I consider the construction workers across the avenue. Over the weeks I've observed the complete renovation of the east face of a New York skyscraper. I am not behind on work.

I wonder how you would like Paris. We'd have to book a hostel rather than a hotel, as the plane tickets would eat most of our budget. "That's fine," I joke, nudging your elbow with mine. "That's what we do to our monthly budget. May as well give something else a chance to nosh on it." I even try to make you laugh in imaginary conversations I have with you. I don't know what this means.

I notice that Parisian Flea Market is a slideshow. There are 14 more pictures! I flip through them, then check airfares outbound from New York to places unfamiliar. Then I only search one-way fares to the same locations. 'This is more financially doable,' I think. I consider the one way aspect, imagining the end of a typical vacation period and the 'How do I get back?' question that would pop up, as I sat somewhere on a mattress not my own. I probably couldn't. We couldn't. I note mentally how different the thought of "my" vs. "we" being stuck feels...I don't know how much different, but different. Back to problem solving over there. Your big arm would grab me and crush my lungs in a hug that would send most of my air back towards New York, while I worried about us, still in Foreignia. "We have our soccer cleats, and we can both eat on a bare bones budget, fruit carts and whatnot. We haven't been living like kings this whole time, and this is pretty great." It's true. I smile at you in that polkadotted skate cap, wanting to snuggle up to your scruff. I turn back to the screen. Employment numbers are up, production is up.
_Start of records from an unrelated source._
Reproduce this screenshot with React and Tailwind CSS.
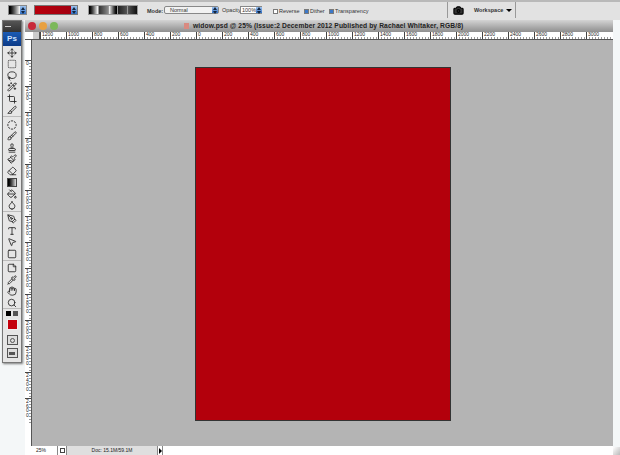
// Photoshop CS3 window: options bar, floating toolbox, document window with rulers.
import {
  Brush, Camera, CircleDashed, Crop, Droplet, Eraser, Hand, Lasso, Move, PaintBucket,
  Paintbrush, PenTool, Pipette, Search, Slice, Square, SquareDashed, Stamp, StickyNote,
  Type, Wand2, MousePointer2,
} from 'lucide-react';

const RULER = ['1200', '1000', '800', '600', '400', '200', '0', '200', '400', '600', '800', '1000', '1200', '1400', '1600', '1800', '2000', '2200', '2400', '2600', '2800', '3000'];
const VRULER = ['0', '200', '400', '600', '800', '1000', '1200', '1400', '1600', '1800', '2000', '2200', '2400', '2600'];

const TOOL_GROUPS = [
  [Move, SquareDashed, Lasso, Wand2, Crop, Slice],
  [CircleDashed, Brush, Stamp, Paintbrush, Eraser, 'gradient', PaintBucket, Droplet],
  [PenTool, Type, MousePointer2, Square],
  [StickyNote, Pipette, Hand, Search],
];

function Arrows({ className = 'w-[6px]' }) {
  return (
    <span className={`${className} h-full shrink-0 bg-gradient-to-b from-[#9fc4f0] to-[#2f6fc4] flex flex-col items-center justify-center gap-px`}>
      <span className="w-0 h-0 border-x-2 border-x-transparent border-b-[3px] border-b-[#10243f]" />
      <span className="w-0 h-0 border-x-2 border-x-transparent border-t-[3px] border-t-[#10243f]" />
    </span>
  );
}

function Check({ on, label }) {
  return (
    <span className="flex items-center gap-px">
      <span className={`w-[5px] h-[5px] shrink-0 border border-[#7a7a7a] ${on ? 'bg-[#3c78c8]' : 'bg-white'}`} />
      <span>{label}</span>
    </span>
  );
}

function OptionsBar() {
  return (
    <div className="h-[20px] shrink-0 bg-[#e2e2e2] border-t-2 border-[#b9b9b9] flex items-start text-[5.5px] text-[#333] pt-[3px] pl-[8px]">
      <div className="w-[19px] h-[10px] flex border border-[#888]">
        <span className="flex-1 bg-gradient-to-r from-black to-white" />
        <Arrows />
      </div>
      <div className="w-[44px] h-[10px] ml-[7px] flex border border-[#777]">
        <span className="flex-1 bg-gradient-to-r from-[#b8000c] to-[#a30010]" />
        <Arrows />
      </div>
      <div className="w-[50px] h-[10px] ml-[10px] flex gap-px bg-[#999] p-px">
        {['from-black to-white', 'from-[#333] to-[#888]', 'from-white to-black', 'from-[#222] to-[#555]', 'from-[#555] to-[#111]'].map((g) => (
          <span key={g} className={`flex-1 bg-gradient-to-r ${g}`} />
        ))}
      </div>
      <span className="ml-[9px] mt-[2px] w-[14px] font-bold">Mode:</span>
      <div className="w-[55px] h-[8px] ml-[3px] mt-px flex items-center border border-[#888] bg-[#f2f2f2] rounded-[2px] pl-[5px]">
        <span className="flex-1">Normal</span>
        <Arrows />
      </div>
      <span className="ml-[3px] mt-px w-[17px] whitespace-nowrap">Opacity:</span>
      <div className="w-[22px] h-[8px] ml-px mt-px flex items-center border border-[#888] bg-white pl-px">
        <span className="flex-1">100%</span>
        <Arrows />
      </div>
      <div className="ml-[11px] mt-[2px] flex gap-[7px]">
        <span className="w-[24px]"><Check label="Reverse" /></span>
        <span className="w-[18px]"><Check on label="Dither" /></span>
        <span><Check on label="Transparency" /></span>
      </div>
      <div className="ml-auto h-[16px] w-[173px] -mt-[3px] flex items-center shrink-0">
        <span className="w-px h-full bg-[#999]" />
        <Camera size={11} strokeWidth={2.5} className="ml-[5px] text-black fill-[#333]" />
        <span className="ml-[10px] font-bold">Workspace</span>
        <span className="ml-[3px] w-0 h-0 border-x-[3px] border-x-transparent border-t-[3px] border-t-black" />
        <span className="ml-[3px] w-px h-full bg-[#999]" />
      </div>
    </div>
  );
}

function Tool({ Icon }) {
  return (
    <div className="h-[11.5px] flex items-center justify-center">
      {Icon === 'gradient' ? (
        <span className="w-[10px] h-[9px] bg-gradient-to-r from-black to-[#ddd] border border-[#444]" />
      ) : (
        <Icon size={10} strokeWidth={2} className="text-[#222]" />
      )}
    </div>
  );
}

function Toolbox() {
  return (
    <div className="w-[20px] h-[343px] ml-[2px] bg-[#e6e6e6] border border-[#777] flex flex-col shadow-[1px_1px_2px_rgba(0,0,0,0.5)]">
      <div className="h-[11px] shrink-0 bg-gradient-to-b from-[#555] to-[#333] flex items-center pl-[2px]">
        <span className="w-[6px] h-px bg-[#ccc]" />
      </div>
      <div className="h-[14px] shrink-0 bg-gradient-to-b from-[#1c5cb4] to-[#0b3a88] flex items-center justify-center text-[8px] font-bold text-[#cfe3ff]">Ps</div>
      <div className="mt-[1px] flex flex-col gap-[1.8px]">
        {TOOL_GROUPS.map((group, i) => (
          <div key={i} className="border-b border-[#bbb]">
            {group.map((Icon, j) => <Tool key={j} Icon={Icon} />)}
          </div>
        ))}
      </div>
      <div className="h-[9px] shrink-0 flex items-center justify-between px-[3px]">
        <span className="w-[5px] h-[5px] bg-black" />
        <span className="w-[5px] h-[5px] bg-[#555]" />
      </div>
      <div className="flex justify-center mt-[1px]">
        <span className="w-[11px] h-[11px] bg-[#c4000c] border border-[#eee]" />
      </div>
      <div className="mt-[5px] flex flex-col items-center gap-[3px]">
        <span className="w-[11px] h-[10px] border border-[#555] bg-[#ddd] flex items-center justify-center">
          <span className="w-[5px] h-[5px] rounded-full border border-[#555]" />
        </span>
        <span className="w-[11px] h-[10px] border border-[#555] bg-[#ddd] flex items-center justify-center">
          <span className="w-[6px] h-[3px] bg-[#555]" />
        </span>
      </div>
    </div>
  );
}

function HRuler() {
  return (
    <div className="h-[8px] shrink-0 bg-white border-b border-[#555] flex text-[5px] leading-[5px] text-[#222] pl-[8px] overflow-hidden">
      <span className="w-[7px] shrink-0 bg-[#ccc] border-r border-[#555]" />
      {RULER.map((label, i) => (
        <span key={i} className="w-[26px] shrink-0 h-full border-l border-[#444] pl-px bg-[repeating-linear-gradient(90deg,transparent_0,transparent_2px,#999_2px,#999_3px)] bg-[length:100%_2px] bg-bottom bg-no-repeat">
          {label}
        </span>
      ))}
    </div>
  );
}

function VRuler() {
  return (
    <div className="w-[7px] shrink-0 bg-white border-r border-[#555] flex flex-col text-[5px] leading-[4.6px] text-[#222] pt-[20px]">
      {VRULER.map((label, i) => (
        <span key={i} className="h-[26px] shrink-0 border-t border-[#444] flex flex-col pl-px bg-[repeating-linear-gradient(180deg,transparent_0,transparent_2px,#999_2px,#999_3px)] bg-[length:2px_100%] bg-right bg-no-repeat">
          {label.split('').map((d, j) => <span key={j}>{d}</span>)}
        </span>
      ))}
    </div>
  );
}

function DocWindow() {
  return (
    <div className="flex-1 min-w-0 flex flex-col">
      <div className="h-[12px] shrink-0 bg-gradient-to-b from-[#d4d4d4] to-[#8f8f8f] flex items-center pl-[3px]">
        <span className="w-[8px] h-[8px] rounded-full bg-[#c8283a]" />
        <span className="w-[8px] h-[8px] rounded-full bg-[#e8a040] ml-[3px]" />
        <span className="w-[8px] h-[8px] rounded-full bg-[#7cb85a] ml-[3px]" />
        <span className="w-[5px] h-[6px] bg-[#d98a80] ml-[126px]" />
        <span className="ml-[4px] text-[6.7px] font-bold tracking-[0.1px] text-[#222] whitespace-nowrap">widow.psd @ 25% (Issue:2 December 2012 Published by Rachael Whitaker, RGB/8)</span>
      </div>
      <HRuler />
      <div className="flex-1 min-h-0 flex">
        <VRuler />
        <div className="flex-1 bg-[#b4b4b4] pl-[163px] pt-[27px]">
          <div className="w-[256px] h-[354px] bg-[#b3000c] border border-[#333]" />
        </div>
      </div>
      <div className="h-[9px] shrink-0 bg-white flex items-center text-[5px] text-[#222]">
        <span className="w-[32px] pl-[11px] h-full flex items-center">25%</span>
        <span className="w-[10px] h-full border-x border-[#888] flex items-center justify-center">
          <span className="w-[5px] h-[5px] border border-[#444]" />
        </span>
        <span className="w-[90px] h-full flex items-center justify-center bg-[#dfdfdf]">Doc: 15.1M/59.1M</span>
        <span className="w-[6px] h-full border-x border-[#888] flex items-center justify-center">
          <span className="w-0 h-0 border-y-[3px] border-y-transparent border-l-[3px] border-l-black" />
        </span>
      </div>
    </div>
  );
}

export default function App() {
  return (
    <div className="w-[620px] h-[455px] overflow-hidden bg-[#f4f7f8] flex flex-col font-['Liberation_Sans',sans-serif]">
      <OptionsBar />
      <div className="flex-1 min-h-0 flex">
        <div className="w-[25px] shrink-0">
          <Toolbox />
        </div>
        <DocWindow />
        <div className="w-[7px] shrink-0 flex items-end">
          <span className="w-[7px] h-[8px] bg-gradient-to-br from-white to-[#bbb]" />
        </div>
      </div>
    </div>
  );
}
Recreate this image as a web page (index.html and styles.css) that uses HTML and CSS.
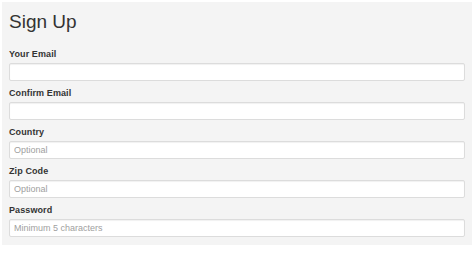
FILE: index.html
```html
<!DOCTYPE html>
<html>
<head>
<meta charset="utf-8">
<link rel="stylesheet" href="styles.css">
</head>
<body>
<div class="panel">
  <h1 class="title">Sign Up</h1>
  <div class="field">
    <label class="label">Your Email</label>
    <input class="input" type="text">
  </div>
  <div class="field">
    <label class="label">Confirm Email</label>
    <input class="input" type="text">
  </div>
  <div class="field">
    <label class="label">Country</label>
    <input class="input" type="text" placeholder="Optional">
  </div>
  <div class="field">
    <label class="label">Zip Code</label>
    <input class="input" type="text" placeholder="Optional">
  </div>
  <div class="field last">
    <label class="label">Password</label>
    <input class="input" type="text" placeholder="Minimum 5 characters">
  </div>
</div>
</body>
</html>
```
FILE: styles.css
```css
html, body {
  margin: 0;
  padding: 0;
  background: #ffffff;
}
body {
  font-family: "Liberation Sans", Arial, sans-serif;
  color: #333333;
}
.panel {
  margin: 2px 2px 0 2px;
  width: 470px;
  box-sizing: border-box;
  background: #f4f4f4;
  padding: 10px 7px 8px 7px;
}
.title {
  margin: 0 0 17px 0;
  font-size: 19px;
  line-height: 20px;
  font-weight: normal;
  color: #333333;
}
.field {
  display: flex;
  flex-direction: column;
  margin-bottom: 7px;
}
.field.last {
  margin-bottom: 0;
}
.label {
  font-size: 9px;
  line-height: 11px;
  font-weight: bold;
  color: #333333;
  margin-bottom: 3px;
  letter-spacing: 0.1px;
}
.input {
  box-sizing: border-box;
  height: 18px;
  width: 456px;
  margin: 0;
  padding: 0 4px;
  border: 1px solid #dcdcdc;
  border-radius: 2px;
  background: #ffffff;
  box-shadow: inset 0 1px 1px rgba(0,0,0,0.06);
  font-family: "Liberation Sans", Arial, sans-serif;
  font-size: 9px;
  color: #555555;
  outline: none;
}
.input::placeholder {
  color: #a0a0a0;
}
```
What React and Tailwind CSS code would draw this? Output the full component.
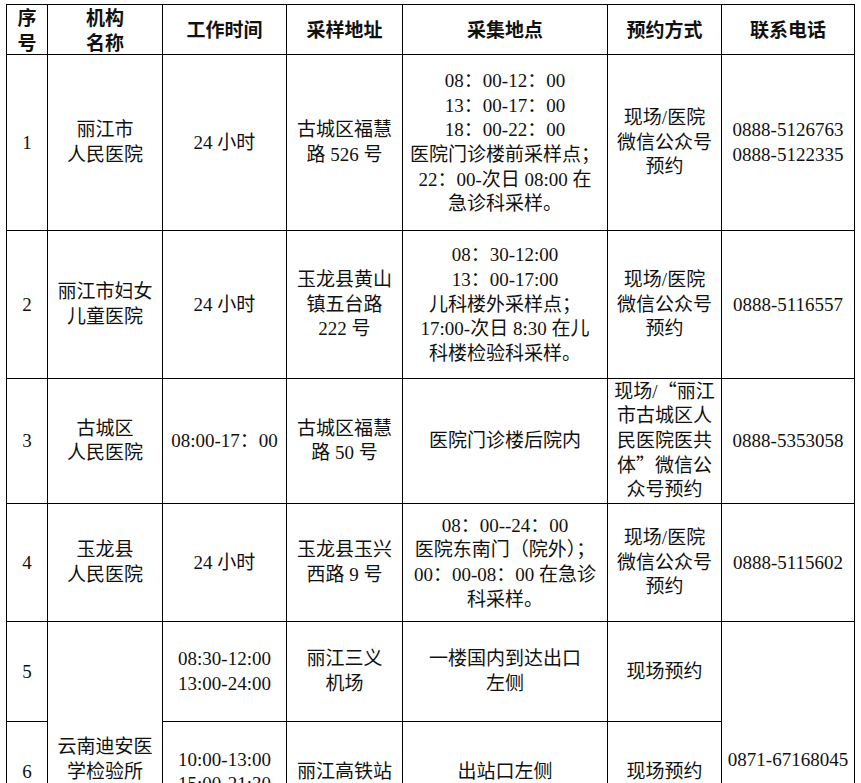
import React from 'react';

const body = "[font-family:'Liberation_Serif','Noto_Sans_CJK_SC',serif] text-[19px] leading-[24.7px] text-[#111]";
const cjk = "[font-family:'Noto_Sans_CJK_SC',sans-serif] leading-none";

const rows = [
    {
        h: 'h-[176px]',
        no: '1',
        org: ['丽江市', '人民医院'],
        time: ['24 小时'],
        addr: ['古城区福慧', '路 526 号'],
        place: ['08：00-12：00', '13：00-17：00', '18：00-22：00', '医院门诊楼前采样点；', '22：00-次日 08:00 在', '急诊科采样。'],
        way: ['现场/医院', '微信公众号', '预约'],
        tel: ['0888-5126763', '0888-5122335'],
    },
    {
        h: 'h-[148px]',
        no: '2',
        org: ['丽江市妇女', '儿童医院'],
        time: ['24 小时'],
        addr: ['玉龙县黄山', '镇五台路', '222 号'],
        place: ['08：30-12:00', '13：00-17:00', '儿科楼外采样点；', '17:00-次日 8:30 在儿', '科楼检验科采样。'],
        way: ['现场/医院', '微信公众号', '预约'],
        tel: ['0888-5116557'],
    },
    {
        h: 'h-[125px]',
        no: '3',
        org: ['古城区', '人民医院'],
        time: ['08:00-17：00'],
        addr: ['古城区福慧', '路 50 号'],
        place: ['医院门诊楼后院内'],
        way: [
            <>现场/<span className={cjk}>“</span>丽江</>,
            '市古城区人',
            '民医院医共',
            <>体<span className={cjk}>”</span>微信公</>,
            '众号预约',
        ],
        tel: ['0888-5353058'],
    },
    {
        h: 'h-[118px]',
        no: '4',
        org: ['玉龙县', '人民医院'],
        time: ['24 小时'],
        addr: ['玉龙县玉兴', '西路 9 号'],
        place: ['08：00--24：00', '医院东南门（院外）；', '00：00-08：00 在急诊', '科采样。'],
        way: ['现场/医院', '微信公众号', '预约'],
        tel: ['0888-5115602'],
    },
];

function Lines({ lines }) {
    return lines.map((l, i) => (
        <div key={i} className="whitespace-nowrap h-[24.7px]">{l}</div>
    ));
}

function Td({ lines, rowSpan }) {
    return (
        <td rowSpan={rowSpan} className="border border-black text-center align-middle px-[4px] py-0">
            <Lines lines={lines} />
        </td>
    );
}

function Th({ lines }) {
    return (
        <th className="border border-black text-center align-middle p-0 font-bold">
            <Lines lines={lines} />
        </th>
    );
}

export default function App() {
    return (
        <div className="bg-white min-h-[783px] pt-[4px] pl-[6px]">
            <table className={`border-collapse table-fixed w-[848px] ${body}`}>
                <colgroup>
                    <col className="w-[41px]" />
                    <col className="w-[115px]" />
                    <col className="w-[124px]" />
                    <col className="w-[116px]" />
                    <col className="w-[205px]" />
                    <col className="w-[114px]" />
                    <col className="w-[133px]" />
                </colgroup>
                <thead className="[font-family:'Noto_Sans_CJK_SC',sans-serif]">
                    <tr className="h-[49px]">
                        <Th lines={['序', '号']} />
                        <Th lines={['机构', '名称']} />
                        <Th lines={['工作时间']} />
                        <Th lines={['采样地址']} />
                        <Th lines={['采集地点']} />
                        <Th lines={['预约方式']} />
                        <Th lines={['联系电话']} />
                    </tr>
                </thead>
                <tbody>
                    {rows.map(r => (
                        <tr key={r.no} className={r.h}>
                            <Td lines={[r.no]} />
                            <Td lines={r.org} />
                            <Td lines={r.time} />
                            <Td lines={r.addr} />
                            <Td lines={r.place} />
                            <Td lines={r.way} />
                            <Td lines={r.tel} />
                        </tr>
                    ))}
                    {/* 云南迪安 spans the following rows */}
                    <tr className="h-[100px]">
                        <Td lines={['5']} />
                        <Td lines={['云南迪安医', '学检验所']} rowSpan={3} />
                        <Td lines={['08:30-12:00', '13:00-24:00']} />
                        <Td lines={['丽江三义', '机场']} />
                        <Td lines={['一楼国内到达出口', '左侧']} />
                        <Td lines={['现场预约']} />
                        <Td lines={['0871-67168045']} rowSpan={3} />
                    </tr>
                    <tr className="h-[101px]">
                        <Td lines={['6']} />
                        <Td lines={['10:00-13:00', '15:00-21:30']} />
                        <Td lines={['丽江高铁站']} />
                        <Td lines={['出站口左侧']} />
                        <Td lines={['现场预约']} />
                    </tr>
                    <tr className="h-[75px]">
                        <Td lines={['7']} />
                        <Td lines={['']} />
                        <Td lines={['']} />
                        <Td lines={['']} />
                        <Td lines={['']} />
                    </tr>
                </tbody>
            </table>
        </div>
    );
}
I return to the most positive numbers I've seen all day, the one-way ticket screen, and close it.
Soon. 'But not soon enough to look for our suitcases,' I counter.

The airhorn honks again.

If you were here you'd already be making fun of her, while I cleaned up the water I spit out, laughing. 'Soon is relative when it is the beginning part of your forever,' I argue. 'And that's a plural 'your', ' I note, adding you into the conversation when I'm not even imaginarily interacting with you. It's not as if I don't see enough of you in real life.

Real life.
I look up.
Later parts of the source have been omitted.